**Instructions to follow**
Below are several records. Retype exactly those lines running from the one with "Generate a component" through the one with "const TAB_W = [97, 83, 83, 83, 90];", end lines included, and no others.

**Data in this exercise**
START

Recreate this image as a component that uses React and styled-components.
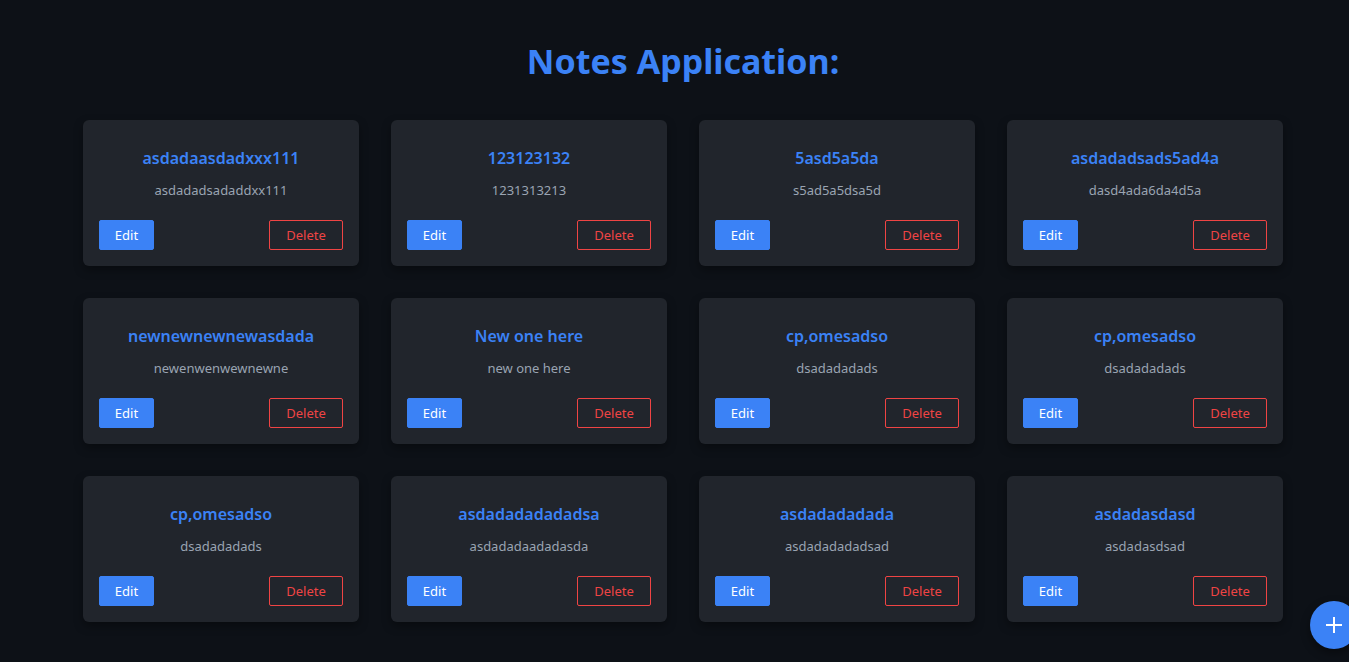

END
START

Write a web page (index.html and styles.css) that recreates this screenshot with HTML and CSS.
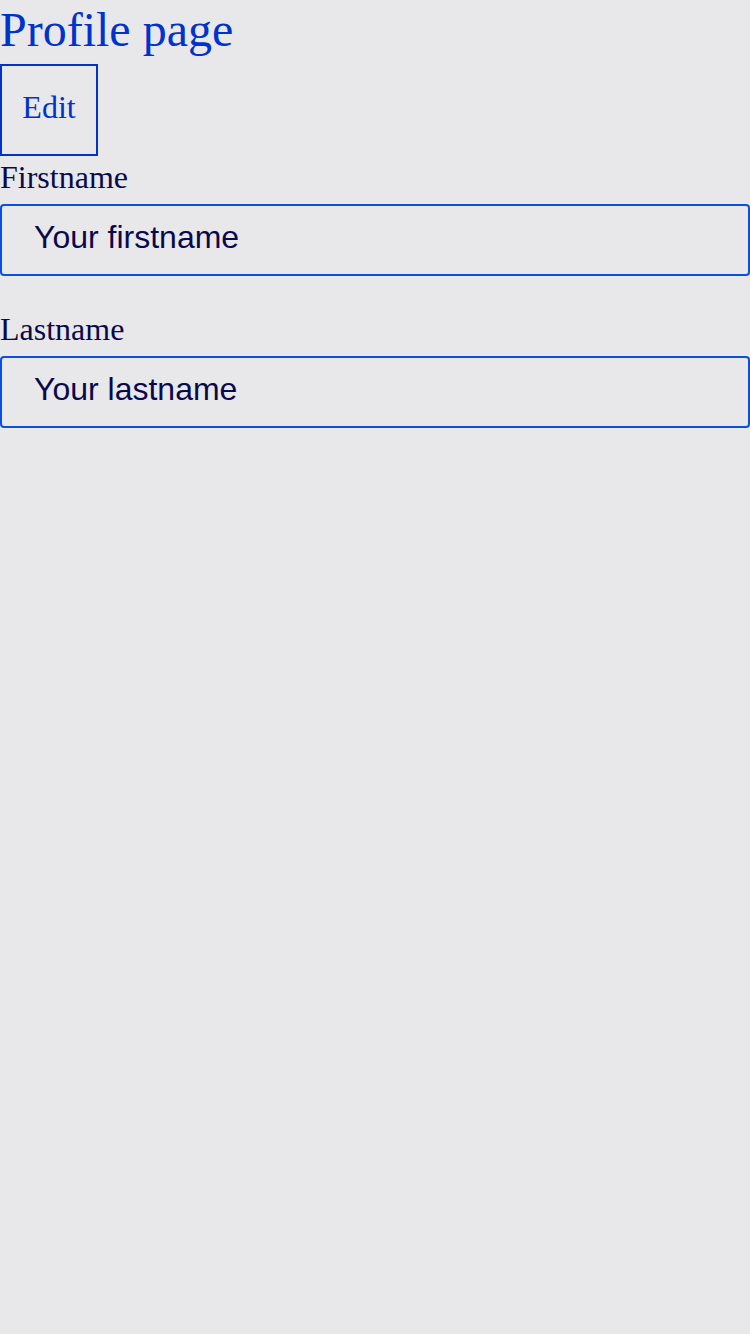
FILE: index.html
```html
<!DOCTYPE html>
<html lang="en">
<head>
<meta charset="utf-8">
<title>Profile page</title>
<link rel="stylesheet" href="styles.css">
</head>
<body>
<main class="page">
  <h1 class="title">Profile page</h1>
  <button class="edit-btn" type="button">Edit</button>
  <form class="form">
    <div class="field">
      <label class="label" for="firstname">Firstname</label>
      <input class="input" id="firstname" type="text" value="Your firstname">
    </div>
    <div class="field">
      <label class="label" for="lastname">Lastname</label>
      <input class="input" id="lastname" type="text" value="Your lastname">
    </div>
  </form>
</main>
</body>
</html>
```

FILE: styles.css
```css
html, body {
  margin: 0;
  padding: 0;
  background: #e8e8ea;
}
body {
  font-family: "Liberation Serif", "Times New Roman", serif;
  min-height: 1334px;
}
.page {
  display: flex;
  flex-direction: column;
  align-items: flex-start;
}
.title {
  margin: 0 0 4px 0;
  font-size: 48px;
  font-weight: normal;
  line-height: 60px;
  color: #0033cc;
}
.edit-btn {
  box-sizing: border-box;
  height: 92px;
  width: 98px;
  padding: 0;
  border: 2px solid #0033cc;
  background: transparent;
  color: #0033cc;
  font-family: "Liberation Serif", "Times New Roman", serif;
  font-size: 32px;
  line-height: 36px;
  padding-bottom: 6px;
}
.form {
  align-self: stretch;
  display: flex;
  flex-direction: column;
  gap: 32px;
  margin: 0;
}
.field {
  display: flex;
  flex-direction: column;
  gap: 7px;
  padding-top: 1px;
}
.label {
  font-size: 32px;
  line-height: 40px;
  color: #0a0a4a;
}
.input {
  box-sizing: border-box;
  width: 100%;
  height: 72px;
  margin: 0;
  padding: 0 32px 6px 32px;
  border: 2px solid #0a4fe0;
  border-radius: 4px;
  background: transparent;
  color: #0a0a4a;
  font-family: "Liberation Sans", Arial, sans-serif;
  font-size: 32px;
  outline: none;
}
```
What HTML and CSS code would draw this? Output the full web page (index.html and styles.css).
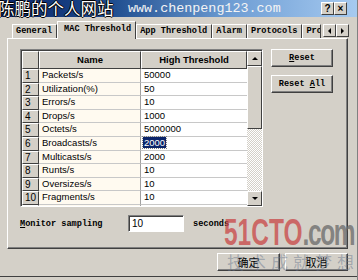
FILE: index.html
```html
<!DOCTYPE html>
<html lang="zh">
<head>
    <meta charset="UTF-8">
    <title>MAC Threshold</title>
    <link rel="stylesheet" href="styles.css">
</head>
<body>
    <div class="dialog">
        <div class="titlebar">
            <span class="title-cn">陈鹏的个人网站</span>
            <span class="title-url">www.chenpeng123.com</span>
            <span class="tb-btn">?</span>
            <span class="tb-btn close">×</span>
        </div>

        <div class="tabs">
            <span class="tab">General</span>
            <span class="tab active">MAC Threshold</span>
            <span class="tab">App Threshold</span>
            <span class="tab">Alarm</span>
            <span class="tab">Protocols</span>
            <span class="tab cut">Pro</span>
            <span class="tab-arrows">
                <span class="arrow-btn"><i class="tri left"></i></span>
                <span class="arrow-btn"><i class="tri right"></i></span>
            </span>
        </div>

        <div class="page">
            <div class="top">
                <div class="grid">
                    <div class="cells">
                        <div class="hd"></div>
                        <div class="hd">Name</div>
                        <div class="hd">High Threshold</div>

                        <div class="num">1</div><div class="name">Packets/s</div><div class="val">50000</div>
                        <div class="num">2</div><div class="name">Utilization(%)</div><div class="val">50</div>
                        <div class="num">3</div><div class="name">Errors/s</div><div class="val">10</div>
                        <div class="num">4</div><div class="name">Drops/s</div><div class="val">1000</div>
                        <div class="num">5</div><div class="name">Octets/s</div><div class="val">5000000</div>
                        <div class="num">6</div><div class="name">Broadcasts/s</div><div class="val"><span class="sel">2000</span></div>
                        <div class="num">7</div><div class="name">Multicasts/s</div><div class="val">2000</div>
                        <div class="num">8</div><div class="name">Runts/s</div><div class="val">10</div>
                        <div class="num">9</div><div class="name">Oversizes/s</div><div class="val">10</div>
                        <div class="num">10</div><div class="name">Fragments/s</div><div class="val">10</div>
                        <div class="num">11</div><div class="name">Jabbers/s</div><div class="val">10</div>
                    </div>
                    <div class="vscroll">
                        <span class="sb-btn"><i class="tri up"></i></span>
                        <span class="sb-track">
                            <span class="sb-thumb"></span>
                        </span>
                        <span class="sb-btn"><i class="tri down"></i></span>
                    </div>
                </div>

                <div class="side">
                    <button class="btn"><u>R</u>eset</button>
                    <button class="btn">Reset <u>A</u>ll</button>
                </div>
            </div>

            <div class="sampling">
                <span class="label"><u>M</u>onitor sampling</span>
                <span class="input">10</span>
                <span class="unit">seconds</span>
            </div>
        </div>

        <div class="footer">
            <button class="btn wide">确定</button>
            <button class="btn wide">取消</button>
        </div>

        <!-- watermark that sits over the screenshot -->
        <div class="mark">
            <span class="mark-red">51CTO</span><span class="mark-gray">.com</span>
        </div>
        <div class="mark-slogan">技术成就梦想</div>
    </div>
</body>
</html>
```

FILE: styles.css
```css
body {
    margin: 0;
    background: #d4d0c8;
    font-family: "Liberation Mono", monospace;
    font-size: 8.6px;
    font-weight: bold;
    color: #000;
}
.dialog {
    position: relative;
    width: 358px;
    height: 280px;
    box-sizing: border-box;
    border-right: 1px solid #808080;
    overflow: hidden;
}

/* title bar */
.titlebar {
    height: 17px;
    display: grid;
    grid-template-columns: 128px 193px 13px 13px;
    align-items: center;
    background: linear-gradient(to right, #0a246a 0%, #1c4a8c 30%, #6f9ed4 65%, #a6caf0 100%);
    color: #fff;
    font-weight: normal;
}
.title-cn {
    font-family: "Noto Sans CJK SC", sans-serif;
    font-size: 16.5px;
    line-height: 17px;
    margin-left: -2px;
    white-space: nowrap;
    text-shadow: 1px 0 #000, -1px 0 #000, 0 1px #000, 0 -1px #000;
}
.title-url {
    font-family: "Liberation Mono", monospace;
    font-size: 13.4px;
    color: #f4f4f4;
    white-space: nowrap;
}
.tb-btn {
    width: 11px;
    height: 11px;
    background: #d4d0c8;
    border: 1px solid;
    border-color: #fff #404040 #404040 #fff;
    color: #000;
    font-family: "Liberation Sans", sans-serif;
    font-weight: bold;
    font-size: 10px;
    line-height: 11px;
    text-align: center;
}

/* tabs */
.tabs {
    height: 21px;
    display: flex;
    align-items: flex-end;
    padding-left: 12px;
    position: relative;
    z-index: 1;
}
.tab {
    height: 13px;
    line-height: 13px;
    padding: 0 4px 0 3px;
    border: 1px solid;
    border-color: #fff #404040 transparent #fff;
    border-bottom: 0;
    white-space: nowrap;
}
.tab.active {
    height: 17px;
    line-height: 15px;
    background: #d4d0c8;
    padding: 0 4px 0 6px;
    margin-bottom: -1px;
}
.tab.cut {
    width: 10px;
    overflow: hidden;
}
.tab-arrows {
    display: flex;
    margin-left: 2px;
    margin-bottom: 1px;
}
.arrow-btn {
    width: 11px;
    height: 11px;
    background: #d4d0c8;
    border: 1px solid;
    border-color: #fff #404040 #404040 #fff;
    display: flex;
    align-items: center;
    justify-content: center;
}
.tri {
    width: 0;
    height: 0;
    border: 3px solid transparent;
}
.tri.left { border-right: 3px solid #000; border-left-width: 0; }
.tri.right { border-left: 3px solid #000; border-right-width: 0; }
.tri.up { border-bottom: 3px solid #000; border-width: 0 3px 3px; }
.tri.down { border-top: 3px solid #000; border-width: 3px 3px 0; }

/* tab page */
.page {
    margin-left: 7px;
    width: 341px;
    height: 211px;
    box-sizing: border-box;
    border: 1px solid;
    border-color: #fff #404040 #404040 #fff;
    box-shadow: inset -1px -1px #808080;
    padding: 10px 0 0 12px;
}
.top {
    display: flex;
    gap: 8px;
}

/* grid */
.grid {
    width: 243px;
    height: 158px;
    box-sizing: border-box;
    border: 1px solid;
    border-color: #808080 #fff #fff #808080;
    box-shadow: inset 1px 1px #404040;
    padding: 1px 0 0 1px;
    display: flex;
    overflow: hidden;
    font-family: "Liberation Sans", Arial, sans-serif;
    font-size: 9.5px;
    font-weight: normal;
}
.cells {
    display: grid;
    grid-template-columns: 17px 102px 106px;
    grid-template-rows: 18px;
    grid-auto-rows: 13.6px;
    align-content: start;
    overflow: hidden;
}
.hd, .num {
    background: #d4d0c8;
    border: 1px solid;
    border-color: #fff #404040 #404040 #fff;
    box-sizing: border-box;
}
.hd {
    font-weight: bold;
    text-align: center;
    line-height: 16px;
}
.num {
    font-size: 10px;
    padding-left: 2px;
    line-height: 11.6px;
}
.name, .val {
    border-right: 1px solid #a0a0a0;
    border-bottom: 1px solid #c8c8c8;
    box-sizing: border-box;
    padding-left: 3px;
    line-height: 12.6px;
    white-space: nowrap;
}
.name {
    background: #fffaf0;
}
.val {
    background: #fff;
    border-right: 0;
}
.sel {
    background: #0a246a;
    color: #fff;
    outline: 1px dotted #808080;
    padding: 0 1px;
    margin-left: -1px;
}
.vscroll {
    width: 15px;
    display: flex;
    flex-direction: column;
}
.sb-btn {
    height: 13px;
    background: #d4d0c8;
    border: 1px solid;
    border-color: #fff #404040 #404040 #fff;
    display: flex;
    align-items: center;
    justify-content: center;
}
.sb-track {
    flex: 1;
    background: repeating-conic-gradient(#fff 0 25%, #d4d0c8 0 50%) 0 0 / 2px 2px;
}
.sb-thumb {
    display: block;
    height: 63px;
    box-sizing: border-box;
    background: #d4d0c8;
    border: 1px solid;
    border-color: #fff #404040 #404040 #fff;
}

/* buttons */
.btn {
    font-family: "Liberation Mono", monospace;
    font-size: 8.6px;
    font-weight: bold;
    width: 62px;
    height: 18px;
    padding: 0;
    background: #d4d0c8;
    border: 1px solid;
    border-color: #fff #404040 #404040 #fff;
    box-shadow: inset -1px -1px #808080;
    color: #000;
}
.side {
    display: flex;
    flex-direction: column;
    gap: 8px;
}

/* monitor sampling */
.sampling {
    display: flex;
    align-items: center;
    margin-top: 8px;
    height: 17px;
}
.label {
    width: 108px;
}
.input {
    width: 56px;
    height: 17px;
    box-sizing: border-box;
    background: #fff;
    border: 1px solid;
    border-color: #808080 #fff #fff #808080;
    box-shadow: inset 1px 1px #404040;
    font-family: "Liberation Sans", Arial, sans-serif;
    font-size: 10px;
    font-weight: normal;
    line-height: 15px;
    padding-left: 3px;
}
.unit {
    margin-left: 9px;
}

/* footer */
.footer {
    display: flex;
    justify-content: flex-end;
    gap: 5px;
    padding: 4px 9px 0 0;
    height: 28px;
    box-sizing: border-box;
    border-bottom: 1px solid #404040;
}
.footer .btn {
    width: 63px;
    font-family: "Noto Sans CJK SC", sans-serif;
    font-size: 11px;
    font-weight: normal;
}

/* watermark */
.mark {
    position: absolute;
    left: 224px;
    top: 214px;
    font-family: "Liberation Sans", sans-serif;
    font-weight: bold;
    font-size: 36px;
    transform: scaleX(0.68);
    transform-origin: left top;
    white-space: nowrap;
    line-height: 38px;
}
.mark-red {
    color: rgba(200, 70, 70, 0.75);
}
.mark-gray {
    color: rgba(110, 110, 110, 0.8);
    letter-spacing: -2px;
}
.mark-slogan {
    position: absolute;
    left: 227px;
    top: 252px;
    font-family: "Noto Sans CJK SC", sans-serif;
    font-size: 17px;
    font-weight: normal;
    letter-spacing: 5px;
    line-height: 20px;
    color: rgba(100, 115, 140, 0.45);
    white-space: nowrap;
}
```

END
START

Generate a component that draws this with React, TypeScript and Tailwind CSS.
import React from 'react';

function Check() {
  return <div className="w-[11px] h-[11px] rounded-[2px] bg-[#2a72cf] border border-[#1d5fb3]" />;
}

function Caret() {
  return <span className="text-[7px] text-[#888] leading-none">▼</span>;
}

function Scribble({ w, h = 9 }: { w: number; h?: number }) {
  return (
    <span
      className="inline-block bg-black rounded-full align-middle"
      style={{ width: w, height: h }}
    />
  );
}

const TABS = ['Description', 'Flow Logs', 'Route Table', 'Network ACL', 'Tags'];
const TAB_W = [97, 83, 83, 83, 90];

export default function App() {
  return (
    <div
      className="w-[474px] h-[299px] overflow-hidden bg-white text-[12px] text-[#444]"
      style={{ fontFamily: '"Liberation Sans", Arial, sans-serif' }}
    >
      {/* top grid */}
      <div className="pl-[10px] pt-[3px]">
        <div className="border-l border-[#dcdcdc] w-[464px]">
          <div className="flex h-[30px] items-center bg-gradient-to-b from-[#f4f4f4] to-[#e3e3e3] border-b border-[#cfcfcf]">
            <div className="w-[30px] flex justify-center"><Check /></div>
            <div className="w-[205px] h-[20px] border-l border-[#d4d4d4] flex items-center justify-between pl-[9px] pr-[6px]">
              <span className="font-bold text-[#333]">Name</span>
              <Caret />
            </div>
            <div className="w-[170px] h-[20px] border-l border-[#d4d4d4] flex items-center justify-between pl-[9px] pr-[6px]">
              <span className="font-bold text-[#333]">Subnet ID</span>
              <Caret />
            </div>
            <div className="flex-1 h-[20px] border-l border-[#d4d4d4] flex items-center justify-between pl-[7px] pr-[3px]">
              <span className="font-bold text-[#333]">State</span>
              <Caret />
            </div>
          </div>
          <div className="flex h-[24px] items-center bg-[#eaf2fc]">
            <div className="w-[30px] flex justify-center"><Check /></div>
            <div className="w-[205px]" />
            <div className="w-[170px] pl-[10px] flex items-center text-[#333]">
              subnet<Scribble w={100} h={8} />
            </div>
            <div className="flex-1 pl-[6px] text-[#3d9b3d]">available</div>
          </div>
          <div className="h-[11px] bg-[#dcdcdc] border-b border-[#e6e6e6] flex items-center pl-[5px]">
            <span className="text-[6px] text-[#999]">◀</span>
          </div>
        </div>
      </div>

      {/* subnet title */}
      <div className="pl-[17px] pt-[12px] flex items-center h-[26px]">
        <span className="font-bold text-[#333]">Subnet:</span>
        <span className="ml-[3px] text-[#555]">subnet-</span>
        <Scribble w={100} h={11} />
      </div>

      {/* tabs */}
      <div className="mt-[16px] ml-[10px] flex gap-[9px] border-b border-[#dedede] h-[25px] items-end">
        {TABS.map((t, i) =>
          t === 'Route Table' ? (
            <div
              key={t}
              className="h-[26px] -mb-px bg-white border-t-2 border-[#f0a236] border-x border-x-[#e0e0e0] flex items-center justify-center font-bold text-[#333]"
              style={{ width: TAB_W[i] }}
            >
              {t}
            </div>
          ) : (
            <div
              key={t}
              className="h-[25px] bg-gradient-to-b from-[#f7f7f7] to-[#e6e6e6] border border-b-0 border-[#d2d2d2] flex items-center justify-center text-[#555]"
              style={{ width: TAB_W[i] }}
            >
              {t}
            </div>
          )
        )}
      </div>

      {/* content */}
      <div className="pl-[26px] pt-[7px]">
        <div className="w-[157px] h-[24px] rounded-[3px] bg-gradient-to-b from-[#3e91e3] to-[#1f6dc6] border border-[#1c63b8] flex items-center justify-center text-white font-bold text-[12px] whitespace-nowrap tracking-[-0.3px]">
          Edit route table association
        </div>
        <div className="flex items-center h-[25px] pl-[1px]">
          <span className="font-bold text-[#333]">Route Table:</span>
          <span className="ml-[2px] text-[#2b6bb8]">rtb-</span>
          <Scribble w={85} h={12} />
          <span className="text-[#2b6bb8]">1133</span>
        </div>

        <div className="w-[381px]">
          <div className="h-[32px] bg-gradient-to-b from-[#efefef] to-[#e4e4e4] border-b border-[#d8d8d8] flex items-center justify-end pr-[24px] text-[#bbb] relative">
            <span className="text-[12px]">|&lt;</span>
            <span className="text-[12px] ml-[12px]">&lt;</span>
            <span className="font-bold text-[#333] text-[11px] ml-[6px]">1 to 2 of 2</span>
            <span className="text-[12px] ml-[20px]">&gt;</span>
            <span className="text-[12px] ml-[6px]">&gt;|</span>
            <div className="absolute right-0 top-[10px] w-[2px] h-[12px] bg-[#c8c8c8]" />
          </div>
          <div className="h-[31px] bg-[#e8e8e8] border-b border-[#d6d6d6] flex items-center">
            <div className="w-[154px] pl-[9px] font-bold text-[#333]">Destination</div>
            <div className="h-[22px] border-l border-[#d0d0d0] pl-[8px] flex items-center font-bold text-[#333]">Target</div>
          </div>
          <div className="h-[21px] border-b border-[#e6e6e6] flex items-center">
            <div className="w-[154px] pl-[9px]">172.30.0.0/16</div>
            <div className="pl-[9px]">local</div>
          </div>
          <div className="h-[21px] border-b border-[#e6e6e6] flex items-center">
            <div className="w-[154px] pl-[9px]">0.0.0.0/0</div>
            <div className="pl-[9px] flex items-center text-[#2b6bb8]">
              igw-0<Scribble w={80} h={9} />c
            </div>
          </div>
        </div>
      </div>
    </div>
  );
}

END

**Finished answer**
Generate a component that draws this with React, TypeScript and Tailwind CSS.
import React from 'react';

function Check() {
  return <div className="w-[11px] h-[11px] rounded-[2px] bg-[#2a72cf] border border-[#1d5fb3]" />;
}

function Caret() {
  return <span className="text-[7px] text-[#888] leading-none">▼</span>;
}

function Scribble({ w, h = 9 }: { w: number; h?: number }) {
  return (
    <span
      className="inline-block bg-black rounded-full align-middle"
      style={{ width: w, height: h }}
    />
  );
}

const TABS = ['Description', 'Flow Logs', 'Route Table', 'Network ACL', 'Tags'];
const TAB_W = [97, 83, 83, 83, 90];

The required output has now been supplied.